The article mentioned that Caesar annihilated King Pharnaces and his army in four hours. The words “Veni, vidi, vici” were inscribed on a large placard carried at the front of Caesar’s victory parade when he returned to Rome. This placard was called a titulus. And here is where my journey began.

I started with titulus and looked for a definition. In Wikipedia, I found this:


The Latin word for "title", "label" or "inscription" (plural tituli)

A term used for the labels or captions naming figures or subjects in art, which were commonly added in classical and medieval art, and remain conventional in Eastern Orthodox icons. In particular the term describes the conventional inscriptions on stone that listed the honors of an individual or that identified boundaries in the Roman Empire. A titulus pictus is a merchant’s mark or other commercial inscription.

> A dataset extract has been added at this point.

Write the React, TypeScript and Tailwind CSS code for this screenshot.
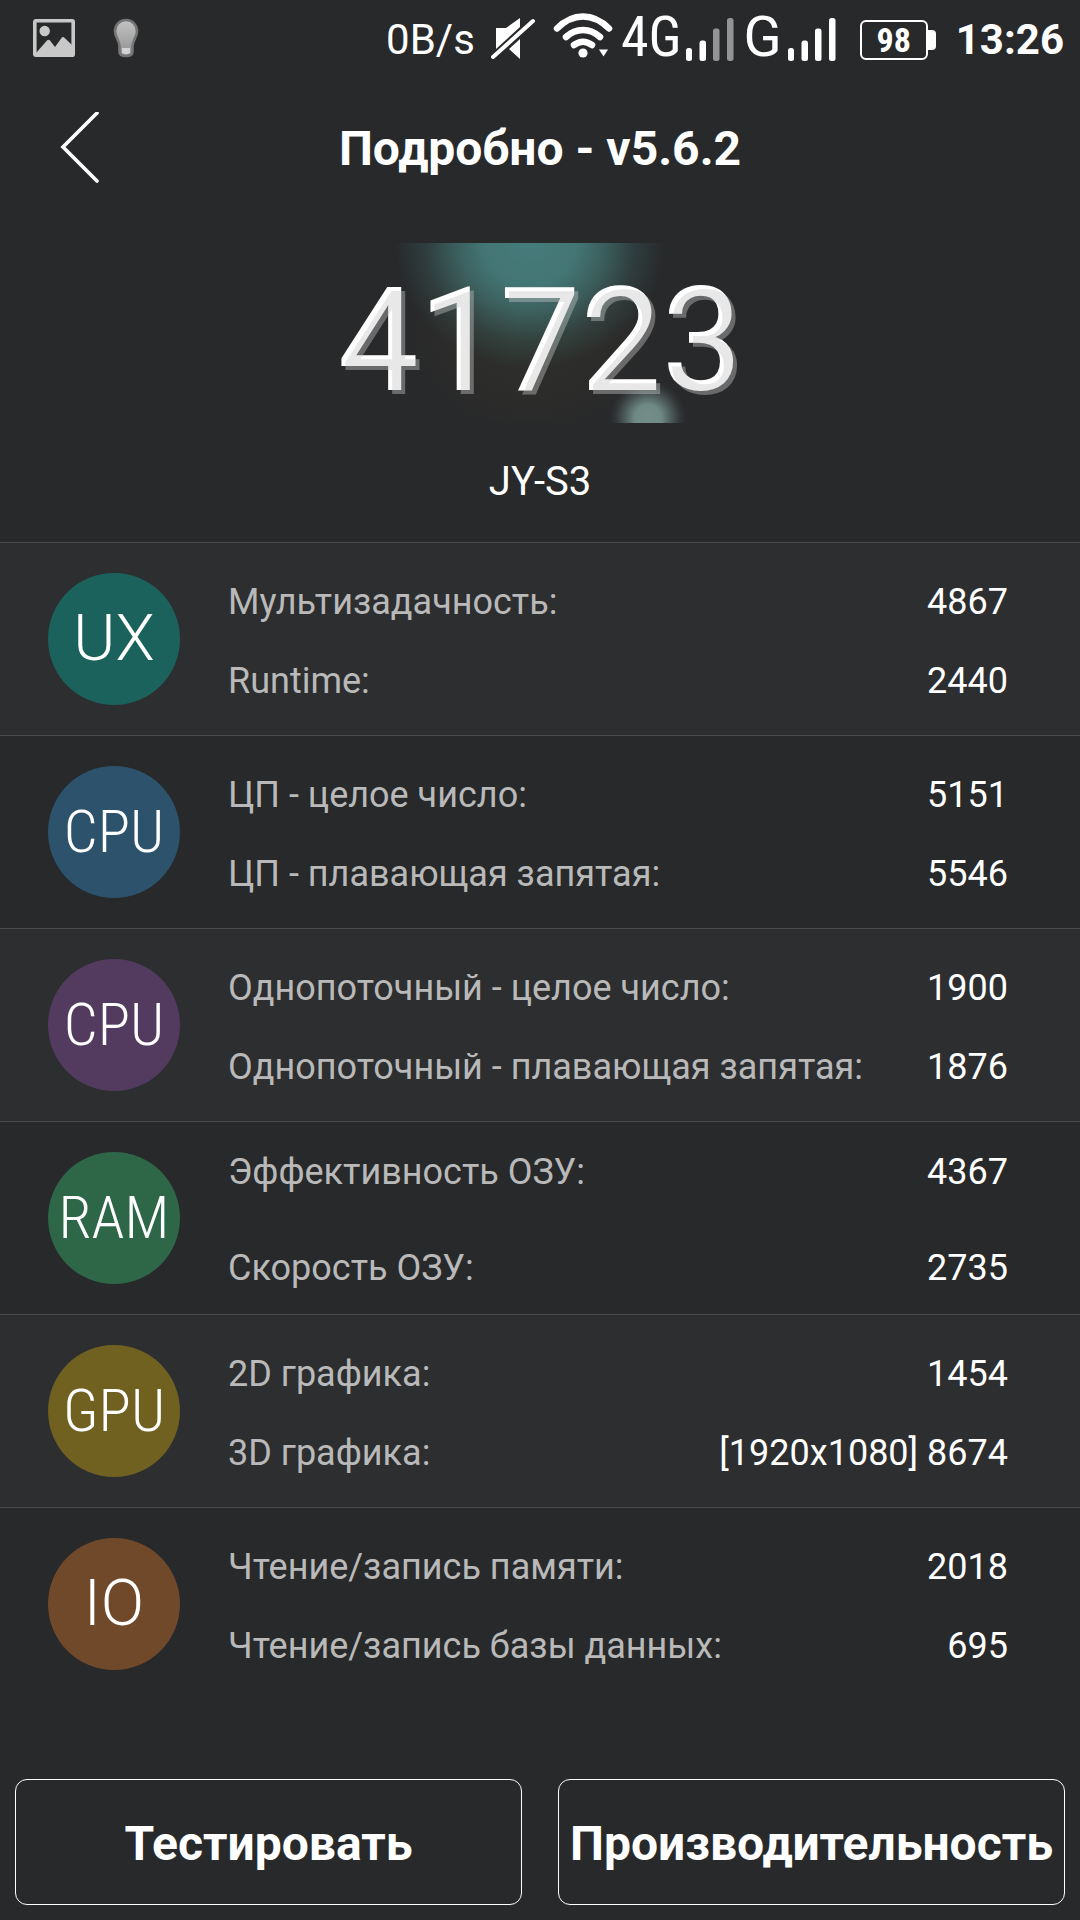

A sign bearing the condemned person’s name and crime, attached to the top of the cross. [KC – Probably the most famous of these was the
Titulus Crucis, the piece of wood that read
Nazarenus Rex Iudaeorum
("Jesus the Nazarene King of the Jews"), shortened to INRI.]

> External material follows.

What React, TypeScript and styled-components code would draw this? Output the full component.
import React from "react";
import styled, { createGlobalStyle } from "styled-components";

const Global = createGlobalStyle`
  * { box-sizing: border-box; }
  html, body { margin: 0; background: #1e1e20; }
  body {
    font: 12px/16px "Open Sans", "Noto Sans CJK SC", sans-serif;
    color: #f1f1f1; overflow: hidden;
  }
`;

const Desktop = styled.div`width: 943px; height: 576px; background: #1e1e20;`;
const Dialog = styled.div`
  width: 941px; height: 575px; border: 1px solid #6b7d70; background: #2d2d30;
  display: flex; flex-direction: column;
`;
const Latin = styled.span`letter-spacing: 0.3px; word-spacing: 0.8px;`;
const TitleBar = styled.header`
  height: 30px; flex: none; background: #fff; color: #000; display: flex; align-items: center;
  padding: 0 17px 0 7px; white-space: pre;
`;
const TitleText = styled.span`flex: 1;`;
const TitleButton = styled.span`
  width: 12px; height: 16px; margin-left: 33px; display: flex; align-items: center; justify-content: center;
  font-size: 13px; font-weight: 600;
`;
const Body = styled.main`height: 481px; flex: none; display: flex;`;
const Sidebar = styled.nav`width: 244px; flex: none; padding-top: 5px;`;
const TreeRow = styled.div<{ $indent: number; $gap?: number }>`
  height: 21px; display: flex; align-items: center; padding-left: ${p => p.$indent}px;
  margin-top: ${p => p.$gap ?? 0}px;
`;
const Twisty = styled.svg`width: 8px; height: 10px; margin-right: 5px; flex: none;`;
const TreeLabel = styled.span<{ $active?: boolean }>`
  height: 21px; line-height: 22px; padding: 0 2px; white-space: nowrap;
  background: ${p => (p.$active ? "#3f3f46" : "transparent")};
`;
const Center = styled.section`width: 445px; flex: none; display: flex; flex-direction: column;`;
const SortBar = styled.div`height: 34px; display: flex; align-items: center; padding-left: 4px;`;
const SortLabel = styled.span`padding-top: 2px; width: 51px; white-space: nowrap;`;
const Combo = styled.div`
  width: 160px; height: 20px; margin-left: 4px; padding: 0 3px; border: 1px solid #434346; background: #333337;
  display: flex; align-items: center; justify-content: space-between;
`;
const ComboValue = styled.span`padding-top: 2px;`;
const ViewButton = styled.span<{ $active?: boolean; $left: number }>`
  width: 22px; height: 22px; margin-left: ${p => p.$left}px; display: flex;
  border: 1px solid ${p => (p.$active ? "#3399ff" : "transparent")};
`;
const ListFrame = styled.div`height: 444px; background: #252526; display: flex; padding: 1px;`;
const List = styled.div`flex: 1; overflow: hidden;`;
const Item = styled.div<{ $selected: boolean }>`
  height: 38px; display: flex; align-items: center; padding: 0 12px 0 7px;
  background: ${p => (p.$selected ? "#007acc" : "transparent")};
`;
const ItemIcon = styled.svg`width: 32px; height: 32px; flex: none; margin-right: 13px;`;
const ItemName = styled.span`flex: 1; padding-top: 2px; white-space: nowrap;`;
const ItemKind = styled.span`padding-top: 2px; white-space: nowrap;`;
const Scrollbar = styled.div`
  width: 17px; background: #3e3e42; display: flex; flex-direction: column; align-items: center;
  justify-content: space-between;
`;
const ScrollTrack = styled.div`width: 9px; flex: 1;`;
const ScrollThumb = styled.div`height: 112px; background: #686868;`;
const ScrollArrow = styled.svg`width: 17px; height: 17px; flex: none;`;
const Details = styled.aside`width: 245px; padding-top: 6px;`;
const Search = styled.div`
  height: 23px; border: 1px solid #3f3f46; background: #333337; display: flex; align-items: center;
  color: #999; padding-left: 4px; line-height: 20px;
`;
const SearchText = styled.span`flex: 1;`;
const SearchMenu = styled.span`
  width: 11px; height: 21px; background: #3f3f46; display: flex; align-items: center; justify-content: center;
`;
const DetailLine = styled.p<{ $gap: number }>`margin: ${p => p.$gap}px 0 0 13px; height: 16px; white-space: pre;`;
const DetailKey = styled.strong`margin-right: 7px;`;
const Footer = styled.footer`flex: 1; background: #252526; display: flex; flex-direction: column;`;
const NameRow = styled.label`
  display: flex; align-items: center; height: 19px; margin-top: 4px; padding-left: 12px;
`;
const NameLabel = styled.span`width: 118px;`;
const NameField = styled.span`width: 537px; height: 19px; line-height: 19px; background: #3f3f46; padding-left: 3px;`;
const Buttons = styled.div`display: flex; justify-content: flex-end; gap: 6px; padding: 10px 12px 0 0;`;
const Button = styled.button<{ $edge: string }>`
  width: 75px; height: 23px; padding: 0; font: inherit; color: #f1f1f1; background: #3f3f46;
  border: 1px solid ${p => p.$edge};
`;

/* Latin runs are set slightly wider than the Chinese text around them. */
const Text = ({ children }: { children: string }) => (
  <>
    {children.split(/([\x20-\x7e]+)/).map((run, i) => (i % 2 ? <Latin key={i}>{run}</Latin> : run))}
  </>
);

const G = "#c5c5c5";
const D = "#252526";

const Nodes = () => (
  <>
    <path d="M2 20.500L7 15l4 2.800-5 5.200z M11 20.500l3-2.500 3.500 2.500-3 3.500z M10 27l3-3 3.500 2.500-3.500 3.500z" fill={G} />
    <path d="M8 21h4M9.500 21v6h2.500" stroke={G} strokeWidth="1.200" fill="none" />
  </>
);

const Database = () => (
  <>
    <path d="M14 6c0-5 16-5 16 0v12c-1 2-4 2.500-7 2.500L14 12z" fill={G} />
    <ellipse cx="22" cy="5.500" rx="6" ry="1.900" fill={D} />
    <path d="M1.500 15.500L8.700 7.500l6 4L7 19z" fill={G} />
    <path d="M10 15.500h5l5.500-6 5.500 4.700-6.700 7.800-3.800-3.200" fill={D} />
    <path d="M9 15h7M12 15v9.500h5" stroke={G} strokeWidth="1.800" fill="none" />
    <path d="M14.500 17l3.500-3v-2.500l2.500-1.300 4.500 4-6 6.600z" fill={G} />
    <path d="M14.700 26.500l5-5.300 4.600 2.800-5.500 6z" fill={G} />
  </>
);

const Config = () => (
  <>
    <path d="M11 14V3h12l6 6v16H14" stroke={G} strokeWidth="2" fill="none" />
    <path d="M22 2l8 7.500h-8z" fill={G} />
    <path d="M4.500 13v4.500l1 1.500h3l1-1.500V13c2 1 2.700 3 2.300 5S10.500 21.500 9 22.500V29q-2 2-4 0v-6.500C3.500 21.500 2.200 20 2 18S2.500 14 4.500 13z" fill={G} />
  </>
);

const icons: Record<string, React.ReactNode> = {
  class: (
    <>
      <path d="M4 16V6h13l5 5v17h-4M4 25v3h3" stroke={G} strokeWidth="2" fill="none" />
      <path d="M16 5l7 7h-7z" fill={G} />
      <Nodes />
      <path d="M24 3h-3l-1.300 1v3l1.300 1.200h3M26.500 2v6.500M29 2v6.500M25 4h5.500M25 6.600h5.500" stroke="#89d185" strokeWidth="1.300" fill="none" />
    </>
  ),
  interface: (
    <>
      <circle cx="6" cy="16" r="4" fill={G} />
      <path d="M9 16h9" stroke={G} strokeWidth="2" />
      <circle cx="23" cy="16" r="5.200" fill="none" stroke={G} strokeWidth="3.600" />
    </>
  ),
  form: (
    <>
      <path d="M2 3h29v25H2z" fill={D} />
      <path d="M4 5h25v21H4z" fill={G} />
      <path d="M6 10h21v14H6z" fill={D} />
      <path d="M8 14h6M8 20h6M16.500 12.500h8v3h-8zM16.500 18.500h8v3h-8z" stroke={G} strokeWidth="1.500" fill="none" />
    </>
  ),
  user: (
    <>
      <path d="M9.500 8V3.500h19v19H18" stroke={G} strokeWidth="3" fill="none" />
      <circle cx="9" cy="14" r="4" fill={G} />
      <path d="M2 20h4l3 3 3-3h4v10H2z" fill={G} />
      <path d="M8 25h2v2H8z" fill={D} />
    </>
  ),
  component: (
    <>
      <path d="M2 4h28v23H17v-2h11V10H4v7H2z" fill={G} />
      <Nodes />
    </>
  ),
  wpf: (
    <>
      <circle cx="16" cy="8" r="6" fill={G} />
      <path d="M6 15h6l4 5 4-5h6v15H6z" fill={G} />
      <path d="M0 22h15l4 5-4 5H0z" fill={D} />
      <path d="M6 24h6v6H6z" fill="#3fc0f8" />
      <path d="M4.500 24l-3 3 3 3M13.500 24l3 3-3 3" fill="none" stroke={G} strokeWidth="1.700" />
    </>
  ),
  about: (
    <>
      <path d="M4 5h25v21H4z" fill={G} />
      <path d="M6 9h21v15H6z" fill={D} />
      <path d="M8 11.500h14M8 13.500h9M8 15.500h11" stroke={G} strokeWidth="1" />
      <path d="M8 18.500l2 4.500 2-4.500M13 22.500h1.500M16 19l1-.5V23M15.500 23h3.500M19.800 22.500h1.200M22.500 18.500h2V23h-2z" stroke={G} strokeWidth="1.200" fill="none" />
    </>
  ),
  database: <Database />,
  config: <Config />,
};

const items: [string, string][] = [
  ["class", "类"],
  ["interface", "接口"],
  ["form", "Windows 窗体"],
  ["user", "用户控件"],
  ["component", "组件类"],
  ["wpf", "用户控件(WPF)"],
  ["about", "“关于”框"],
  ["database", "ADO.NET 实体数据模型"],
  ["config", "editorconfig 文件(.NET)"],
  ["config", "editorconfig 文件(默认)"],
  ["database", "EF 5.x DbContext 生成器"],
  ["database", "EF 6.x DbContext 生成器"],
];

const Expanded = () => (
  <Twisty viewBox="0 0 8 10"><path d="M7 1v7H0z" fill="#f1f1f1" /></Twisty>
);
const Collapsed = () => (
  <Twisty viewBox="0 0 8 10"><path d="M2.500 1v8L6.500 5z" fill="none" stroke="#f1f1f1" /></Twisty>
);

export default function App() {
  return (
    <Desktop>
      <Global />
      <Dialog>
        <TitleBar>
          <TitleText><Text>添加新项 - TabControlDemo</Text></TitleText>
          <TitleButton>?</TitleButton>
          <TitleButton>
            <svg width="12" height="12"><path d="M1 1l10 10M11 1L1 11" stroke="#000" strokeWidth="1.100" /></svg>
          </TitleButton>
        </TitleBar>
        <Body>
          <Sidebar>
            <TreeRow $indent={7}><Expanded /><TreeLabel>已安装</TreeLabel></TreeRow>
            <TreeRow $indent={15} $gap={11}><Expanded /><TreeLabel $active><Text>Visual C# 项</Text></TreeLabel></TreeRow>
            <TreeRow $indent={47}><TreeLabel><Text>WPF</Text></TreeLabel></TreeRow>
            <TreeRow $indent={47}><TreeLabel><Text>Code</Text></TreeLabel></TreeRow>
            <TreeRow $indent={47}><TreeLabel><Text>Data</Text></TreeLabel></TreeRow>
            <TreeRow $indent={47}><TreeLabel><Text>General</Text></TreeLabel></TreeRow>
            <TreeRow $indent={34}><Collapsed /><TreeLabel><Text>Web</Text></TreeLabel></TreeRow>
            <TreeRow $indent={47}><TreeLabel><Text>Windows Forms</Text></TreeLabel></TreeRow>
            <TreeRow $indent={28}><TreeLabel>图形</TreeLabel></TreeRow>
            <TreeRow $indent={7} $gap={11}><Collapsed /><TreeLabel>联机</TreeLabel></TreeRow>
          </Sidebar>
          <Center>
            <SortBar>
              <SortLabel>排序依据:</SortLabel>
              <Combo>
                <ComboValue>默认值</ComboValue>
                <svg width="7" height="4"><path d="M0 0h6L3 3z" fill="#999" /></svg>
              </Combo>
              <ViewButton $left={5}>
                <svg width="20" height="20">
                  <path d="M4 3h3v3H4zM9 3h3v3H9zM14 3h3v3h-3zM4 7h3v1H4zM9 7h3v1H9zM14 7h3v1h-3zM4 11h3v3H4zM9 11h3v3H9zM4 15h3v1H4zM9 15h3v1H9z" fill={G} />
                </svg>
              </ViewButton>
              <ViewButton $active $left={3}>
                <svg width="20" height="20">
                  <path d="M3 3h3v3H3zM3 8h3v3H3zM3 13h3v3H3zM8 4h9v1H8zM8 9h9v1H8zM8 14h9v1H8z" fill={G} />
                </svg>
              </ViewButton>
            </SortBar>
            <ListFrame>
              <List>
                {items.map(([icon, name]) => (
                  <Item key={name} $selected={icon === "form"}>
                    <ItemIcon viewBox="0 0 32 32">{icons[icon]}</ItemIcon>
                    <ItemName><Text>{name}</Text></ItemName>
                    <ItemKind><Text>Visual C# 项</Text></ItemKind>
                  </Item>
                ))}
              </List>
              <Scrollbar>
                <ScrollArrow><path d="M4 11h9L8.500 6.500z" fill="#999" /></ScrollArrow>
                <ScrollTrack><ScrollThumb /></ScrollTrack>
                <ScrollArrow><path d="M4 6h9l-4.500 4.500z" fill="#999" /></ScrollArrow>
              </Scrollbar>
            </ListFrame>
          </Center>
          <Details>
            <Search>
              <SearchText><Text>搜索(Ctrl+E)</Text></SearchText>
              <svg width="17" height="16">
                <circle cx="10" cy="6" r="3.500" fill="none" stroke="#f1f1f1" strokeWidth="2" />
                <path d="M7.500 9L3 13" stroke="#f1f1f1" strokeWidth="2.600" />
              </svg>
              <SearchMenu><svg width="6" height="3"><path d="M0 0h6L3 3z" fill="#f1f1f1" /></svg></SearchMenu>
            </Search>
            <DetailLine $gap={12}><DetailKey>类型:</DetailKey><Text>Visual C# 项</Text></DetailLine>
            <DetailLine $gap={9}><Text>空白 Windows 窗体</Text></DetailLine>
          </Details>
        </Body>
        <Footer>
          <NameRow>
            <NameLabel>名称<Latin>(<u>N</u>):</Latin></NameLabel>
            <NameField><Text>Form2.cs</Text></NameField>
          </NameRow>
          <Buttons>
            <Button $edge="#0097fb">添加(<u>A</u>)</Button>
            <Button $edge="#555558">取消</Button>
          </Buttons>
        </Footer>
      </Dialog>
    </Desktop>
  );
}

Here is an example of a titulus:

The next three words are all derived from the word titulus. These are their etymologies from the Online Etymology dictionary. They might be a little tough to read, but I think they give you a good history of where the words came from and how they changed here and there over the years. (I shortened them a little so as not to scare you away.)

title (n.)

c. 1300, "inscription, heading," from Old French title "title or chapter of a book; position; legal permit", and in part from Old English titul, both from Latin titulus "inscription, label, ticket, placard, heading; honorable appellation, title of honor," of unknown origin.

tilde (n.)

1864, from Spanish, metathesis of Catalan title, from vernacular form of Medieval Latin titulus "stroke over an abridged word to indicate missing letters," a specialized sense of Latin titulus, literally "inscription, heading". The mark itself represents an -n- and was used in Medieval Latin manuscripts in an abridged word over a preceding letter to indicate a missing -n- and save space.

tittle (n.)

"Small stroke or point in writing," late 14c., translating Latin apex in Late Latin sense of "accent mark over a vowel," which itself translates Greek keraia (literally "a little horn"), used by the Greek grammarians of the accents and diacritical points, in this case a Biblical translation of Hebrew qots, literally "thorn, prick," used of the little lines and projections by which the Hebrew letters of similar form differ from one another.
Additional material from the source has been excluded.